Holding — Silberman, J.
- The U.S. Court of Appeals for the D.C. Circuit held that the SIA was barred by issue preclusion from relitigating its claims and that the Board had reasonably determined that the underwriting and dealing in securities complied with the Bank Holding Company Act.
Rule
- A party is barred from relitigating issues that have been previously decided in an earlier case involving the same parties, under the doctrine of issue preclusion.
Reasoning
- The U.S. Court of Appeals for the D.C. Circuit reasoned that the doctrine of issue preclusion prevents the same parties from relitigating issues that have already been decided.
- The court noted that the SIA had previously litigated similar claims in the Second Circuit, where it lost on the interpretation of "securities" and the definition of "engaged principally." The SIA's attempt to differentiate the current case from the previous one was rejected, as the legal issues remained the same despite differences in the risk profile of the securities involved.
- The court emphasized that the national importance of the issue did not justify revisiting decisions made by a sister circuit.
- Furthermore, the court found that the Board's interpretation of the Glass-Steagall Act was reasonable, particularly regarding the revenue test established to determine if bank affiliates were "engaged principally" in securities activities.
- The court concluded that the Board's decision to allow bank affiliates to underwrite certain securities complied with both the Glass-Steagall and Bank Holding Company Acts.
Deep Dive: How the Court Reached Its Decision
Issue Preclusion
The court reasoned that the doctrine of issue preclusion, or collateral estoppel, barred the Securities Industry Association (SIA) from relitigating its claims regarding the interpretation of the Glass-Steagall Act. The court emphasized that the SIA had previously litigated similar claims in the Second Circuit, where it had lost on key issues, specifically the definitions of "securities" and "engaged principally." The SIA was deemed to have had a full opportunity to present its arguments in the earlier case, and the legal principles at stake remained unchanged despite the SIA's attempts to frame the current case as different due to the nature of the securities involved. The court determined that the legal issues presented were virtually identical to those previously decided, reinforcing the application of issue preclusion. Furthermore, the court maintained that the national importance of the legal questions at hand did not warrant a departure from established principles of preclusion, asserting that it was not their role to override the decisions of a sister circuit.

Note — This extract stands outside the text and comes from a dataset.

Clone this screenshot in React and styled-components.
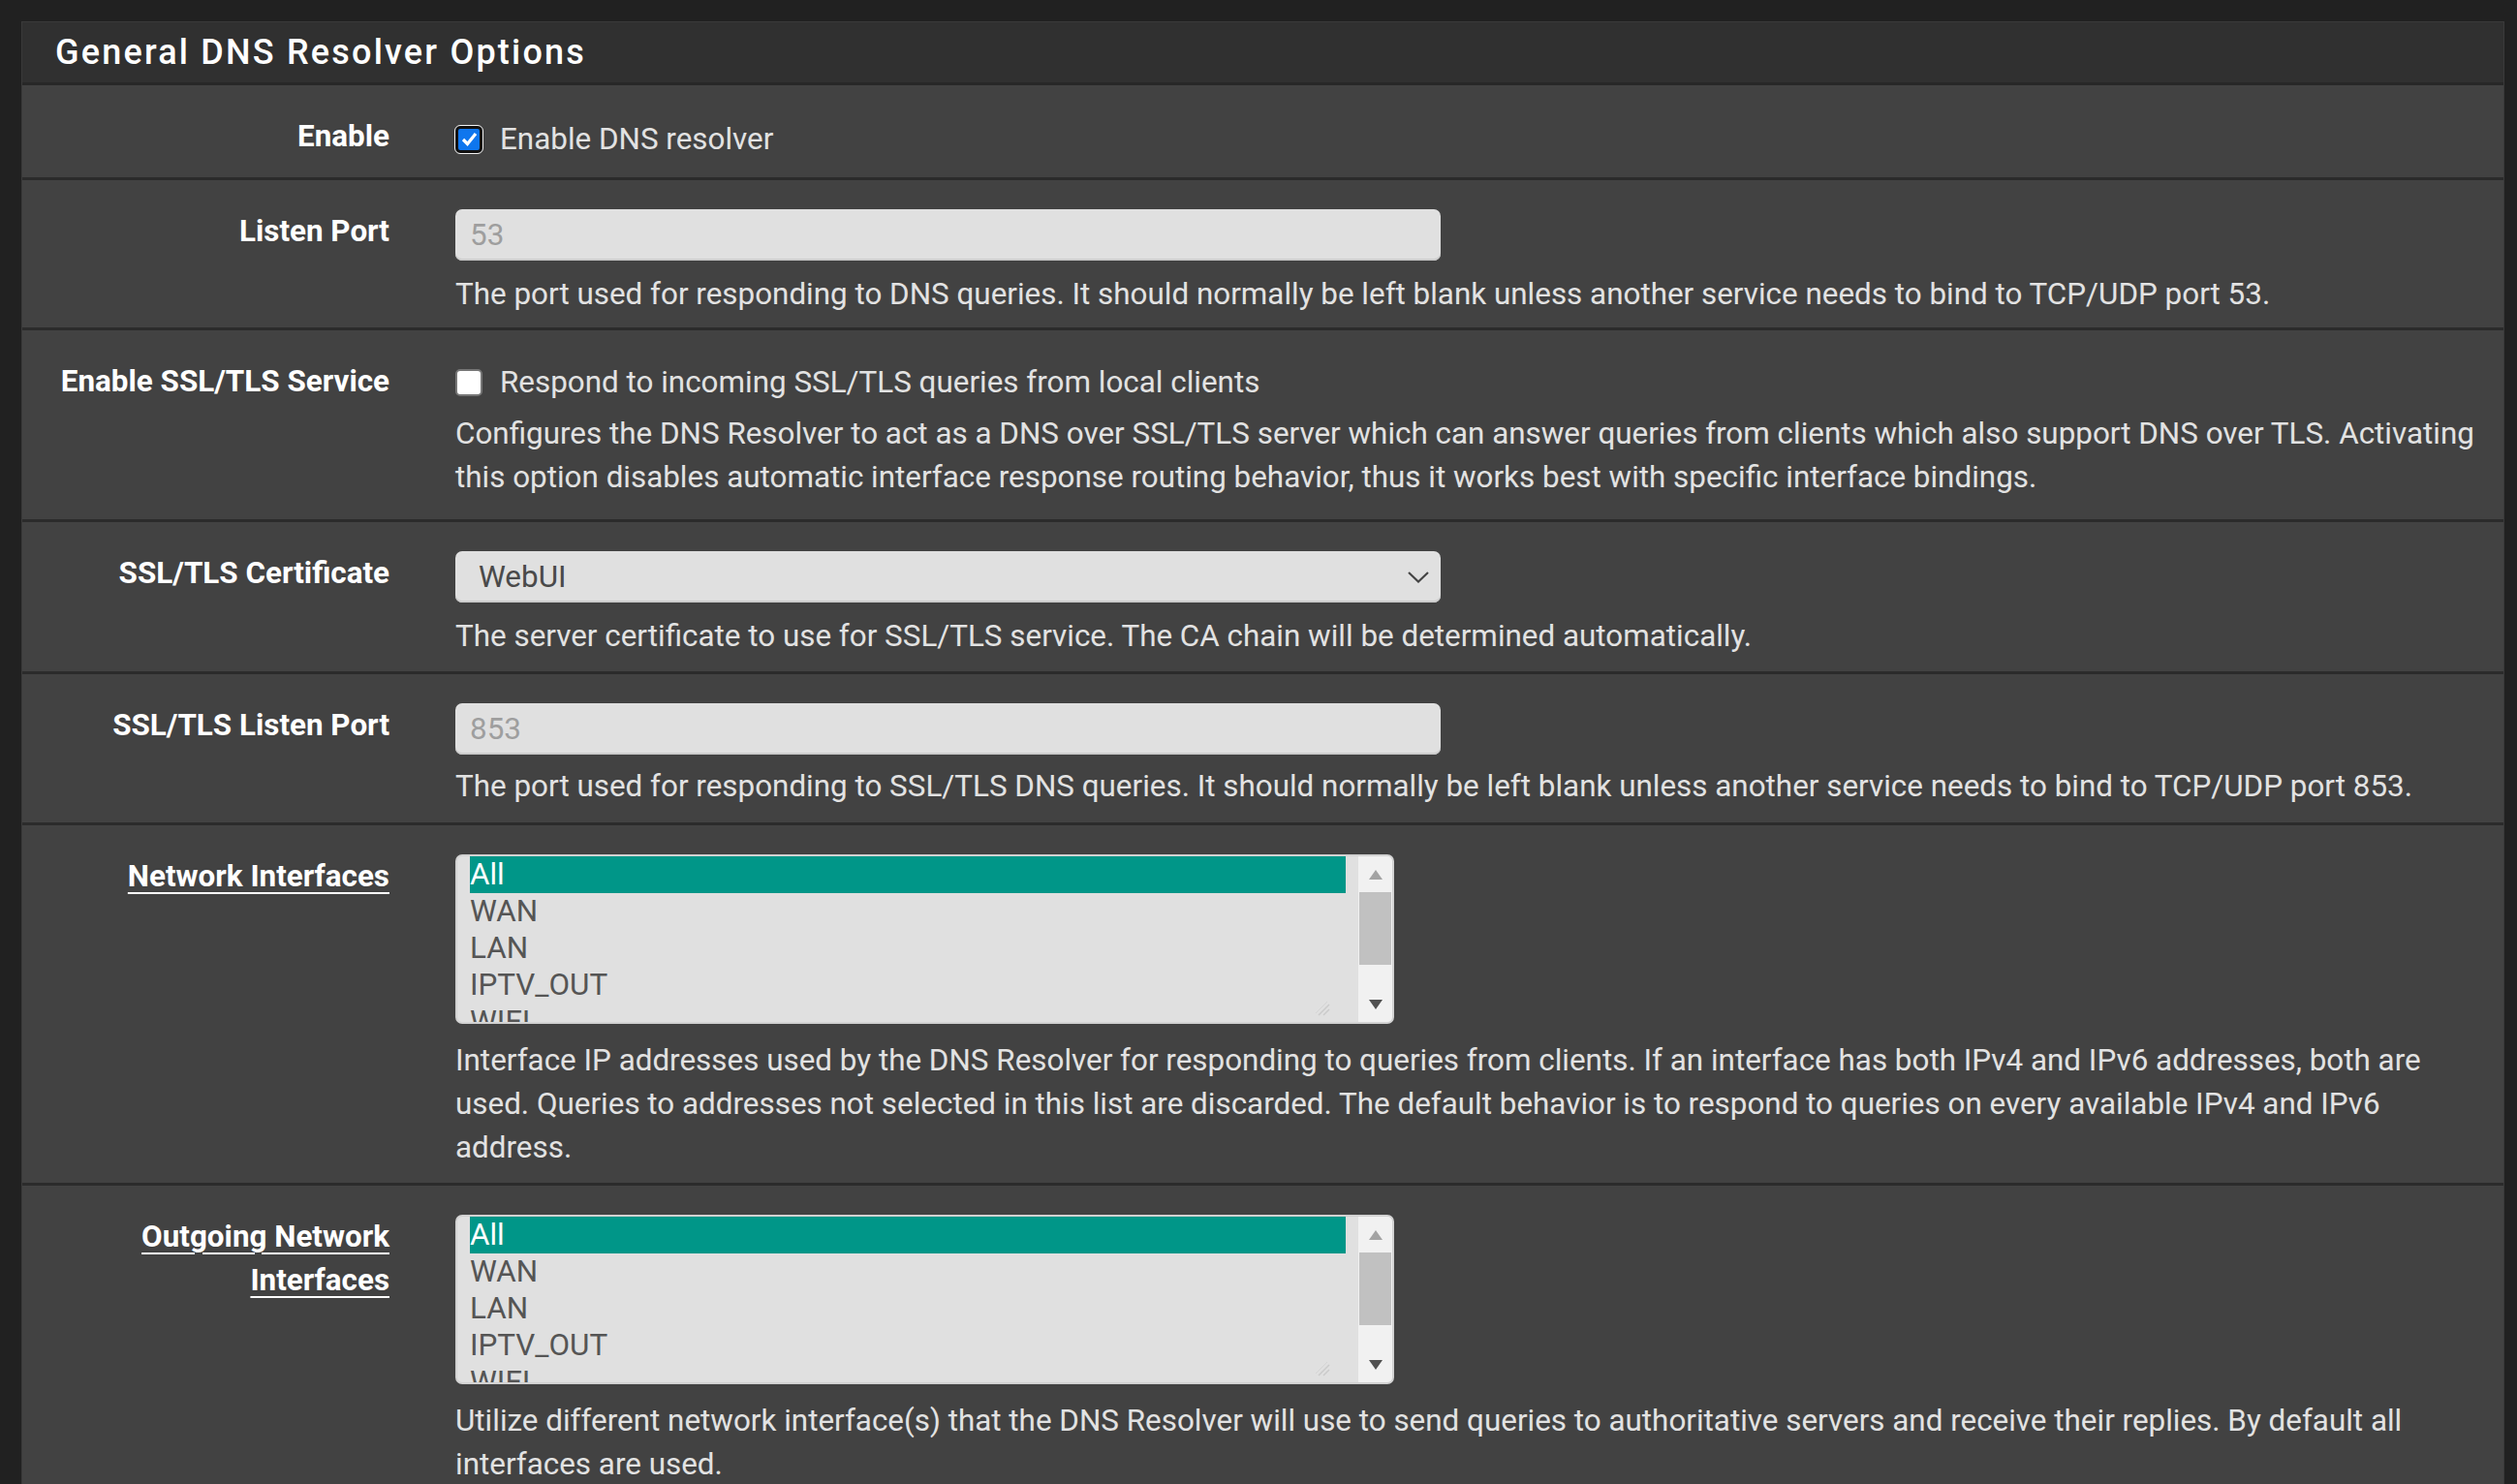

Interpretation of "Securities"
The court found that the Board's interpretation of the term "securities" under Section 20 of the Glass-Steagall Act was reasonable and consistent with prior legal determinations. In the earlier case, the Second Circuit had concluded that the term should be understood to cover only bank-ineligible securities, thereby allowing bank affiliates to engage in activities that were not inherently restricted by the Act. The SIA's argument that the definition of "securities" should encompass both bank-ineligible and bank-eligible securities was rejected, as the court noted that this distinction had already been addressed and settled in the prior litigation. The court highlighted that the SIA's concerns regarding differing risk levels of various securities did not alter the fundamental legal question at issue. Therefore, the court affirmed that the Board's interpretation was aligned with the statutory framework and legislative intent of the Glass-Steagall Act.
Engaged Principally
The court also addressed the definition of the phrase "engaged principally," concluding that the Board's construction was reasonable and adequately assessed through a revenue test. The SIA contended that a revenue-based limit on bank affiliates was insufficient to determine whether they were engaged principally in securities activities. However, the court noted that the SIA had not raised this argument in the prior Second Circuit case, and therefore, it was precluded from doing so now. The court emphasized that the Second Circuit had implicitly endorsed the revenue test as adequate by not remanding the issue back to the Board for further consideration. The court maintained that the previous decision had already established a precedent that the revenue limit could be sufficient to satisfy the "engaged principally" requirement.
Board's Authority Under the Bank Holding Company Act
The court examined the Board's authority under the Bank Holding Company Act, specifically Section 4(c)(8), which permits bank holding companies to engage in activities closely related to banking. The court found that the Board had reasonably determined that underwriting and dealing in corporate securities were activities closely related to banking. The SIA's argument that these activities were too risky compared to traditional banking services was dismissed, as the court acknowledged the evolving nature of banking and the increasing complexity of corporate lending. The court recognized that banks had developed relevant expertise in various aspects of securities transactions, further supporting the Board's determination. Additionally, the court noted that the public benefits derived from allowing bank affiliates to underwrite securities outweighed potential risks, as the Board had implemented safeguards to mitigate conflicts of interest and ensure proper capital ratios.
Conclusion
Ultimately, the court denied the SIA's petition for review, reaffirming the application of issue preclusion and upholding the Board's interpretation of both the Glass-Steagall and Bank Holding Company Acts. The court concluded that the SIA was barred from relitigating its claims due to the prior judgment in the Second Circuit, and that the Board's actions were reasonable, lawful, and aligned with statutory intentions. The court's decision underscored the importance of judicial efficiency and the stability of legal interpretations in regulatory contexts, particularly in matters involving complex financial regulations and banking practices. Therefore, the court's ruling not only affected the SIA but also set a significant precedent for the future interactions between banking and securities activities.